--- REQUIRED TASK ---
Pull out every line in the data that has the string "TypeScript" in it.

--- EXTRACTED INFORMATION ---
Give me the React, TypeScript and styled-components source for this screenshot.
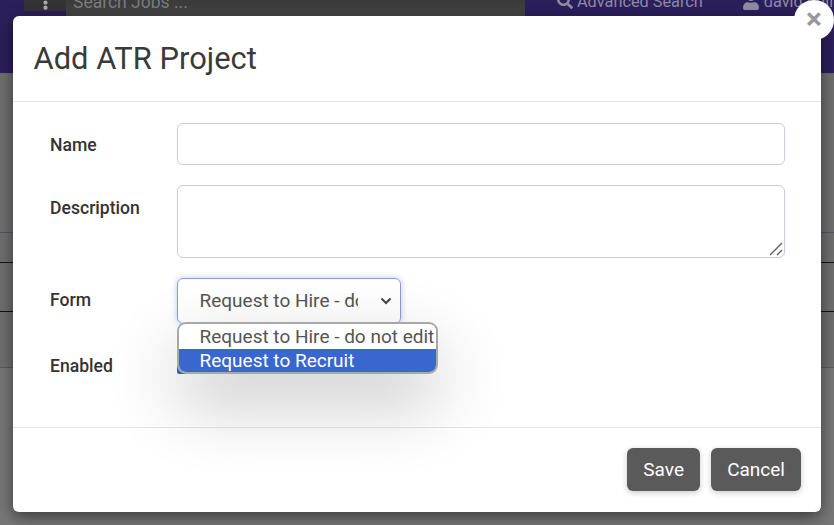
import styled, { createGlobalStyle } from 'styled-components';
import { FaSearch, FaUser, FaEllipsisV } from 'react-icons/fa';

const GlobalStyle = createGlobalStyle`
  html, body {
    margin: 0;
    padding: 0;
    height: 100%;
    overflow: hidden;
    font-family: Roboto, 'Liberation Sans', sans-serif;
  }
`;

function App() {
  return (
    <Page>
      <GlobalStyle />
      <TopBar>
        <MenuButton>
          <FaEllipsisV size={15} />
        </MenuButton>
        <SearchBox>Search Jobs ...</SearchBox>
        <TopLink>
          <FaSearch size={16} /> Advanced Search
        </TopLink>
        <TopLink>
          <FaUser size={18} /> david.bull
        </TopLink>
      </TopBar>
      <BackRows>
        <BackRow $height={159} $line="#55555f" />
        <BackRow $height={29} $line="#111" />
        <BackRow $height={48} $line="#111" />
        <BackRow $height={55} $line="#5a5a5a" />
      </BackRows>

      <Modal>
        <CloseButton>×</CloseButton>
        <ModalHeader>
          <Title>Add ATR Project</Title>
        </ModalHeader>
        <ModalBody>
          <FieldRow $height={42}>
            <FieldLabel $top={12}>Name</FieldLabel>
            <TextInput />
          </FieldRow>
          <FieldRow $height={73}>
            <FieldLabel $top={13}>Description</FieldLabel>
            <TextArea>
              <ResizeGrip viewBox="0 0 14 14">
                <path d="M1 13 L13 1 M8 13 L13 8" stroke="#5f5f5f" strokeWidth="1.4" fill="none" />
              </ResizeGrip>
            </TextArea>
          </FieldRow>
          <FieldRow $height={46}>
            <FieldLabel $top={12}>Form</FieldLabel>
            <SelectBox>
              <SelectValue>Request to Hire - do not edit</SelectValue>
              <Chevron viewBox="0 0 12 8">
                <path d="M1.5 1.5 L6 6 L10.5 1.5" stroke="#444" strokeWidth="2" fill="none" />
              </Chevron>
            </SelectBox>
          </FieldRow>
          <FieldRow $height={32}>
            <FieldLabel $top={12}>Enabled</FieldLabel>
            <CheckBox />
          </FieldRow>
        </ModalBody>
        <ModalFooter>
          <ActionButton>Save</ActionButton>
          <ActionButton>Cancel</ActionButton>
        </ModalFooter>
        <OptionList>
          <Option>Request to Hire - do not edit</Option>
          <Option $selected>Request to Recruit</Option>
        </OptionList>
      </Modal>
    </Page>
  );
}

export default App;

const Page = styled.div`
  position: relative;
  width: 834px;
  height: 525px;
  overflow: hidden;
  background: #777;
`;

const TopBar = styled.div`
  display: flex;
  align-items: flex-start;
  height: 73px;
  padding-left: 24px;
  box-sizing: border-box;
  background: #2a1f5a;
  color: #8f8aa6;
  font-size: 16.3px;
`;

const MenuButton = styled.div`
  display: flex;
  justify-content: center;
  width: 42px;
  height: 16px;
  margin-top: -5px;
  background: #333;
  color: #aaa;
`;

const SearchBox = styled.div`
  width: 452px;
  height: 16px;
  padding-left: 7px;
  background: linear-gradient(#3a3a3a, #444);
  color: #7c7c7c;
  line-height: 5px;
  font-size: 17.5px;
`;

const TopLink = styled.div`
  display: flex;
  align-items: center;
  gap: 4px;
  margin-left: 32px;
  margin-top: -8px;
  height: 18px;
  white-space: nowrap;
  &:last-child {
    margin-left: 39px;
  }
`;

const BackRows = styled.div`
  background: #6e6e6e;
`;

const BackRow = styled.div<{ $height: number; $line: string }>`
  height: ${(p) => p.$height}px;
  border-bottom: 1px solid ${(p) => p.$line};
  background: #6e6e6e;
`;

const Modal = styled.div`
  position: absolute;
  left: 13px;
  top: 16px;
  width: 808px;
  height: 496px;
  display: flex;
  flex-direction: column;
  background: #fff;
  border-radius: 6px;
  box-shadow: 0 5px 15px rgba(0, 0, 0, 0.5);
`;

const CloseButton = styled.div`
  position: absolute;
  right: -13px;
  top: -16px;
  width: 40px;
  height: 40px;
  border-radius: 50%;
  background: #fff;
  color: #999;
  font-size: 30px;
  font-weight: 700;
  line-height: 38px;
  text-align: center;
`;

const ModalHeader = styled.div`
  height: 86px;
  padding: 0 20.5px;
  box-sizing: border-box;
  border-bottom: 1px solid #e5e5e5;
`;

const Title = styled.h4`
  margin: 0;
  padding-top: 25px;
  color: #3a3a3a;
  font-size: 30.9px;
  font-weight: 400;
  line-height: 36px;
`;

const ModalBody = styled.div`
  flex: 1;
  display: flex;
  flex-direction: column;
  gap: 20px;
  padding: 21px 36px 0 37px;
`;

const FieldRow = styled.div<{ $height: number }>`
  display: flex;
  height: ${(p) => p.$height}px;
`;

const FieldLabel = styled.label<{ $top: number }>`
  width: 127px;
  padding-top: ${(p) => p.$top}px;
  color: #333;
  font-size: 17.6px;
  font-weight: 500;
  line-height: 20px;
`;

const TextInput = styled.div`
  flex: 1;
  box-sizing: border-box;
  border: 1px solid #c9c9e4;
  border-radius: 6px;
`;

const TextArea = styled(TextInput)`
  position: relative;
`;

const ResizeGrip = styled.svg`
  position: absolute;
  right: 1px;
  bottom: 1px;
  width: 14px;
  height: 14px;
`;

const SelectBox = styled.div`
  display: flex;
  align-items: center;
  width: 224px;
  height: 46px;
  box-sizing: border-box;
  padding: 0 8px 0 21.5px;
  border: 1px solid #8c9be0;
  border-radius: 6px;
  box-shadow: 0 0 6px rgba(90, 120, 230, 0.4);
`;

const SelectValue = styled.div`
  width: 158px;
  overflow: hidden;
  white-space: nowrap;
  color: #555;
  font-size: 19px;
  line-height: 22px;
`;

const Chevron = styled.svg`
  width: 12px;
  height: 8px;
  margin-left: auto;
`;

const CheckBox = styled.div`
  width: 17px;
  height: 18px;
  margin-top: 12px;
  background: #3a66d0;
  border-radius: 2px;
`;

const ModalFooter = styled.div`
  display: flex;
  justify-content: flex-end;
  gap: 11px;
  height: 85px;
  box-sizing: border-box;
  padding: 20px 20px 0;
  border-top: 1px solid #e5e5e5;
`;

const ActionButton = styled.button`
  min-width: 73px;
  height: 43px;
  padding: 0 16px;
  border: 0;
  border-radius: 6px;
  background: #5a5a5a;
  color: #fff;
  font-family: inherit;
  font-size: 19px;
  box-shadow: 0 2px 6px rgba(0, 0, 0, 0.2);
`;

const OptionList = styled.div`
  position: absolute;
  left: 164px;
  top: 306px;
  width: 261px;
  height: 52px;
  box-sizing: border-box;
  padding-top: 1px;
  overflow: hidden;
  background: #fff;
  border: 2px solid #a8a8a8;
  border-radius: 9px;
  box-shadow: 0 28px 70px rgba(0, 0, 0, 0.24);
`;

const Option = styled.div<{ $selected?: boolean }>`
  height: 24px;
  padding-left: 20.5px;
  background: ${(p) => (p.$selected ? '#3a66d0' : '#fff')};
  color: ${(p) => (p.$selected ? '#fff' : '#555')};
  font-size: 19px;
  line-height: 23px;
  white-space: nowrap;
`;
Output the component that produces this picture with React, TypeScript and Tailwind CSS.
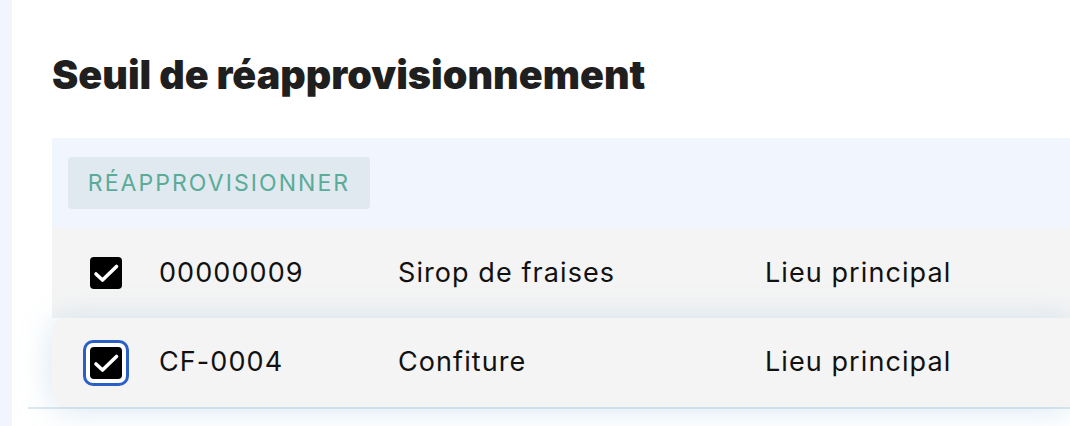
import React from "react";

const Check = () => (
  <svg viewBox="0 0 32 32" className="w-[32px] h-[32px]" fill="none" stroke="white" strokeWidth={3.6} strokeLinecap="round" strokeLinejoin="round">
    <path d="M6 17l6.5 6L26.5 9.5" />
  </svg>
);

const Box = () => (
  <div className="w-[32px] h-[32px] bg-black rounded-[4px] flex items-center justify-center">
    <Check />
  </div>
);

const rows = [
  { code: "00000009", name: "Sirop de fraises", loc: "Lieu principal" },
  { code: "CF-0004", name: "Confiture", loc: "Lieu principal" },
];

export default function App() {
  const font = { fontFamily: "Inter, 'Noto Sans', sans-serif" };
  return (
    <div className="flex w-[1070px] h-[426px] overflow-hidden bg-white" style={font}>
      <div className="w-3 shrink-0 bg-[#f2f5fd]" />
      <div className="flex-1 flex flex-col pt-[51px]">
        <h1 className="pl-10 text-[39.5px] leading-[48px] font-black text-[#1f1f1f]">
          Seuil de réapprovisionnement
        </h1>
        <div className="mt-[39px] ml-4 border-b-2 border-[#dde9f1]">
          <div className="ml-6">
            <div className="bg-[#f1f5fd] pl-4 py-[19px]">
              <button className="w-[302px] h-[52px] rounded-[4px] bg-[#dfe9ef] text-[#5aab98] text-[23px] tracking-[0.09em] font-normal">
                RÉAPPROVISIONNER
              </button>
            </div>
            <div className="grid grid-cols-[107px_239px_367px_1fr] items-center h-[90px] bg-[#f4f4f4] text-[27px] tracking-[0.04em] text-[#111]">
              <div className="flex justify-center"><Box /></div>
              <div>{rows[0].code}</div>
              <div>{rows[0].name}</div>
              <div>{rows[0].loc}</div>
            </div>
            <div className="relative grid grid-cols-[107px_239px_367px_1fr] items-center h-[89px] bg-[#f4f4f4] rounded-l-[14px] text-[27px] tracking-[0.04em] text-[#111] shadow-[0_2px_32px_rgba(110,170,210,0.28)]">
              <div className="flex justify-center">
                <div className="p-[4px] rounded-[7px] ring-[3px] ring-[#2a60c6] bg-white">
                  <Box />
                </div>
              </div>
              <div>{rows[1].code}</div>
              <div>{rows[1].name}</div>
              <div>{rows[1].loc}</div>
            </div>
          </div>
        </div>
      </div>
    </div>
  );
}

--- WRITTEN REPLY ---
Give me the React, TypeScript and styled-components source for this screenshot.
Output the component that produces this picture with React, TypeScript and Tailwind CSS.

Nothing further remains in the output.